I remember a time early in Matta’s tenure when Ohio State played on a Saturday night.
Monday afternoon, a bleary-eyed Matta sat for an interview and said he’ gotten two hours sleep the night before.
I wondered, why?
Matta said he’d flown to New England on Sunday morning to scout several players. After watching games throughout the afternoon, he changed his late, direct flight to Columbus to an earlier connection through Philadelphia so he could get home an hour earlier than originally scheduled.
But instead of that change working out, Matta’s plane was directed into an extended hold over Philly because of an Eagles NFL playoff game at Lincoln Financial Field.

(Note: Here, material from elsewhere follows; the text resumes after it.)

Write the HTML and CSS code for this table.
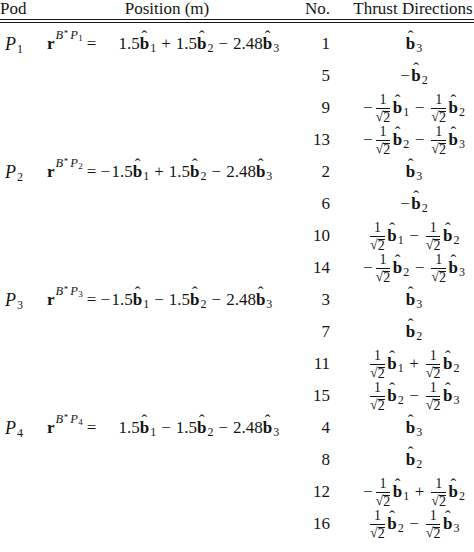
FILE: index.html
```html
<!DOCTYPE html>
<html lang="en">
<head>
<meta charset="utf-8">
<title>Pod thrust directions</title>
<link rel="stylesheet" href="styles.css">
</head>
<body>
<div class="table">
  <div class="cols head">
    <div class="h-pod">Pod</div>
    <div class="h-pos">Position (m)</div>
    <div class="h-no">No.</div>
    <div class="h-dir">Thrust Directions</div>
  </div>
  <div class="rule"></div>
  <div class="cols body">
    <!-- P1 -->
    <div class="pod"><i class="mi">P</i><span class="ps">1</span></div>
    <div class="pos"><span class="rv">r</span><span class="sup"><i class="mi">B</i><span class="star">*</span><i class="mi">P</i><span class="ss">1</span></span><span class="eq">=</span><span class="ph"></span>1.5<span class="hat">b</span><span class="sb">1</span><span class="op">+</span>1.5<span class="hat">b</span><span class="sb">2</span><span class="op">−</span>2.48<span class="hat">b</span><span class="sb">3</span></div>
    <div class="no">1</div>
    <div class="dir"><span class="hat">b</span><span class="sb">3</span></div>
    <div class="no">5</div>
    <div class="dir"><span class="un">−</span><span class="hat">b</span><span class="sb">2</span></div>
    <div class="no">9</div>
    <div class="dir"><span class="un">−</span><span class="frac"><span class="num">1</span><span class="den"><span class="rad">√</span><span class="rc">2</span></span></span><span class="hat">b</span><span class="sb">1</span><span class="op">−</span><span class="frac"><span class="num">1</span><span class="den"><span class="rad">√</span><span class="rc">2</span></span></span><span class="hat">b</span><span class="sb">2</span></div>
    <div class="no">13</div>
    <div class="dir"><span class="un">−</span><span class="frac"><span class="num">1</span><span class="den"><span class="rad">√</span><span class="rc">2</span></span></span><span class="hat">b</span><span class="sb">2</span><span class="op">−</span><span class="frac"><span class="num">1</span><span class="den"><span class="rad">√</span><span class="rc">2</span></span></span><span class="hat">b</span><span class="sb">3</span></div>

    <!-- P2 -->
    <div class="pod"><i class="mi">P</i><span class="ps">2</span></div>
    <div class="pos"><span class="rv">r</span><span class="sup"><i class="mi">B</i><span class="star">*</span><i class="mi">P</i><span class="ss">2</span></span><span class="eq">=</span><span class="un">−</span>1.5<span class="hat">b</span><span class="sb">1</span><span class="op">+</span>1.5<span class="hat">b</span><span class="sb">2</span><span class="op">−</span>2.48<span class="hat">b</span><span class="sb">3</span></div>
    <div class="no">2</div>
    <div class="dir"><span class="hat">b</span><span class="sb">3</span></div>
    <div class="no">6</div>
    <div class="dir"><span class="un">−</span><span class="hat">b</span><span class="sb">2</span></div>
    <div class="no">10</div>
    <div class="dir"><span class="frac"><span class="num">1</span><span class="den"><span class="rad">√</span><span class="rc">2</span></span></span><span class="hat">b</span><span class="sb">1</span><span class="op">−</span><span class="frac"><span class="num">1</span><span class="den"><span class="rad">√</span><span class="rc">2</span></span></span><span class="hat">b</span><span class="sb">2</span></div>
    <div class="no">14</div>
    <div class="dir"><span class="un">−</span><span class="frac"><span class="num">1</span><span class="den"><span class="rad">√</span><span class="rc">2</span></span></span><span class="hat">b</span><span class="sb">2</span><span class="op">−</span><span class="frac"><span class="num">1</span><span class="den"><span class="rad">√</span><span class="rc">2</span></span></span><span class="hat">b</span><span class="sb">3</span></div>

    <!-- P3 -->
    <div class="pod"><i class="mi">P</i><span class="ps">3</span></div>
    <div class="pos"><span class="rv">r</span><span class="sup"><i class="mi">B</i><span class="star">*</span><i class="mi">P</i><span class="ss">3</span></span><span class="eq">=</span><span class="un">−</span>1.5<span class="hat">b</span><span class="sb">1</span><span class="op">−</span>1.5<span class="hat">b</span><span class="sb">2</span><span class="op">−</span>2.48<span class="hat">b</span><span class="sb">3</span></div>
    <div class="no">3</div>
    <div class="dir"><span class="hat">b</span><span class="sb">3</span></div>
    <div class="no">7</div>
    <div class="dir"><span class="hat">b</span><span class="sb">2</span></div>
    <div class="no">11</div>
    <div class="dir"><span class="frac"><span class="num">1</span><span class="den"><span class="rad">√</span><span class="rc">2</span></span></span><span class="hat">b</span><span class="sb">1</span><span class="op">+</span><span class="frac"><span class="num">1</span><span class="den"><span class="rad">√</span><span class="rc">2</span></span></span><span class="hat">b</span><span class="sb">2</span></div>
    <div class="no">15</div>
    <div class="dir"><span class="frac"><span class="num">1</span><span class="den"><span class="rad">√</span><span class="rc">2</span></span></span><span class="hat">b</span><span class="sb">2</span><span class="op">−</span><span class="frac"><span class="num">1</span><span class="den"><span class="rad">√</span><span class="rc">2</span></span></span><span class="hat">b</span><span class="sb">3</span></div>

    <!-- P4 -->
    <div class="pod"><i class="mi">P</i><span class="ps">4</span></div>
    <div class="pos"><span class="rv">r</span><span class="sup"><i class="mi">B</i><span class="star">*</span><i class="mi">P</i><span class="ss">4</span></span><span class="eq">=</span><span class="ph"></span>1.5<span class="hat">b</span><span class="sb">1</span><span class="op">−</span>1.5<span class="hat">b</span><span class="sb">2</span><span class="op">−</span>2.48<span class="hat">b</span><span class="sb">3</span></div>
    <div class="no">4</div>
    <div class="dir"><span class="hat">b</span><span class="sb">3</span></div>
    <div class="no">8</div>
    <div class="dir"><span class="hat">b</span><span class="sb">2</span></div>
    <div class="no">12</div>
    <div class="dir"><span class="un">−</span><span class="frac"><span class="num">1</span><span class="den"><span class="rad">√</span><span class="rc">2</span></span></span><span class="hat">b</span><span class="sb">1</span><span class="op">+</span><span class="frac"><span class="num">1</span><span class="den"><span class="rad">√</span><span class="rc">2</span></span></span><span class="hat">b</span><span class="sb">2</span></div>
    <div class="no">16</div>
    <div class="dir"><span class="frac"><span class="num">1</span><span class="den"><span class="rad">√</span><span class="rc">2</span></span></span><span class="hat">b</span><span class="sb">2</span><span class="op">−</span><span class="frac"><span class="num">1</span><span class="den"><span class="rad">√</span><span class="rc">2</span></span></span><span class="hat">b</span><span class="sb">3</span></div>
  </div>
</div>
</body>
</html>
```

FILE: styles.css
```css
html, body {
  margin: 0;
  padding: 0;
  background: #ffffff;
}

body {
  width: 474px;
  height: 552px;
  overflow: hidden;
  font-family: "Liberation Serif", "Times New Roman", serif;
  font-size: 17px;
  color: #151515;
}

.table {
  width: 500px;
}

.cols {
  display: grid;
  grid-template-columns: 44px 246px 40px 166px;
}

.head {
  line-height: 17px;
  padding-bottom: 2px;
}

.h-pos {
  text-align: center;
}

.h-no {
  text-align: right;
}

.h-dir {
  text-align: center;
}

.rule {
  height: 2px;
  border-top: 1px solid #151515;
  border-bottom: 1px solid #151515;
}

.body {
  padding-top: 5px;
  grid-auto-rows: 32px;
  line-height: 32px;
  white-space: nowrap;
}

.mi {
  font-family: "Liberation Serif", "Times New Roman", serif;
  font-style: italic;
}

.pod {
  grid-row: span 4;
  padding-left: 5px;
}

.pod .mi {
  font-size: 18px;
}

.pos {
  grid-row: span 4;
  padding-left: 3px;
}

.no {
  text-align: right;
}

.dir {
  text-align: center;
  padding-left: 2px;
}

.ps {
  font-size: 12px;
  vertical-align: -3px;
  line-height: 0;
  margin-left: 1px;
}

.rv {
  font-weight: bold;
}

.sup {
  font-size: 12.5px;
  vertical-align: 10px;
  line-height: 0;
  margin-left: 1px;
}

.star {
  font-size: 9px;
  vertical-align: 3px;
  margin: 0 2px 0 0.5px;
}

.ss {
  font-size: 9px;
  vertical-align: -2px;
  margin-left: 0.5px;
}

.eq {
  margin: 0 4px;
}

.ph {
  display: inline-block;
  width: 18px;
}

.op {
  margin: 0 5px;
}

.dir .op {
  margin: 0 5.5px;
}

.un {
  margin-right: 1.5px;
}

.hat {
  position: relative;
  display: inline-block;
  font-weight: bold;
  line-height: 1;
}

.hat::before {
  content: "\02C6";
  position: absolute;
  left: 0;
  right: 0;
  top: -7px;
  text-align: center;
  font-weight: normal;
  font-size: 17px;
}

.sb {
  font-size: 12px;
  vertical-align: -3px;
  line-height: 0;
  margin-left: 1px;
}

.frac {
  display: inline-flex;
  flex-direction: column;
  align-items: center;
  vertical-align: 9px;
  font-size: 14px;
  line-height: 1;
  margin: 0 2.5px 0 1.5px;
}

.num {
  align-self: stretch;
  text-align: center;
  border-bottom: 1px solid #151515;
  padding-bottom: 1px;
}

.den {
  display: flex;
  align-items: flex-start;
  padding-top: 1px;
}

.rad {
  line-height: 13px;
}

.rc {
  border-top: 1px solid #151515;
  line-height: 12px;
  margin-top: 1px;
}
```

That delay caused Matta to miss his connecting flight to Columbus.
He wound up arriving home just before 6 a.m. and headed straight to the office to begin work on that week’s practice schedule and game planning.
I asked him why he didn’t simply send his assistant coaches to New England to scout for him.
Thad looked at me like I’d grown a third eye in the center of my forehead.
“If they’re going to play for me,” Matta said of the recruits he scouted, “then I need to see them myself.”
I don’t know if his body will allow him to work like that any more.
I don’t know if, after winning as much as he did at Ohio State, if Matta burns inside to devote as much personal energy to doing those extras that separated him from the competition at OSU.
It sounded like maybe the answer to one, or both, of those questions was, no.
If so, there’s nothing wrong with that.
I want Thad back in the sport.
But I want him back only if he’s able to be the kind of coach he was when he stepped to the podium on the day of his hiring in Columbus and said, “I’m here to win a national championship.”
Matta didn’t quite get that done at OSU.
But he’s the best the Buckeyes have ever had in his job.
And even if he never coaches another game anywhere, that’s a pretty enviable career accomplishment.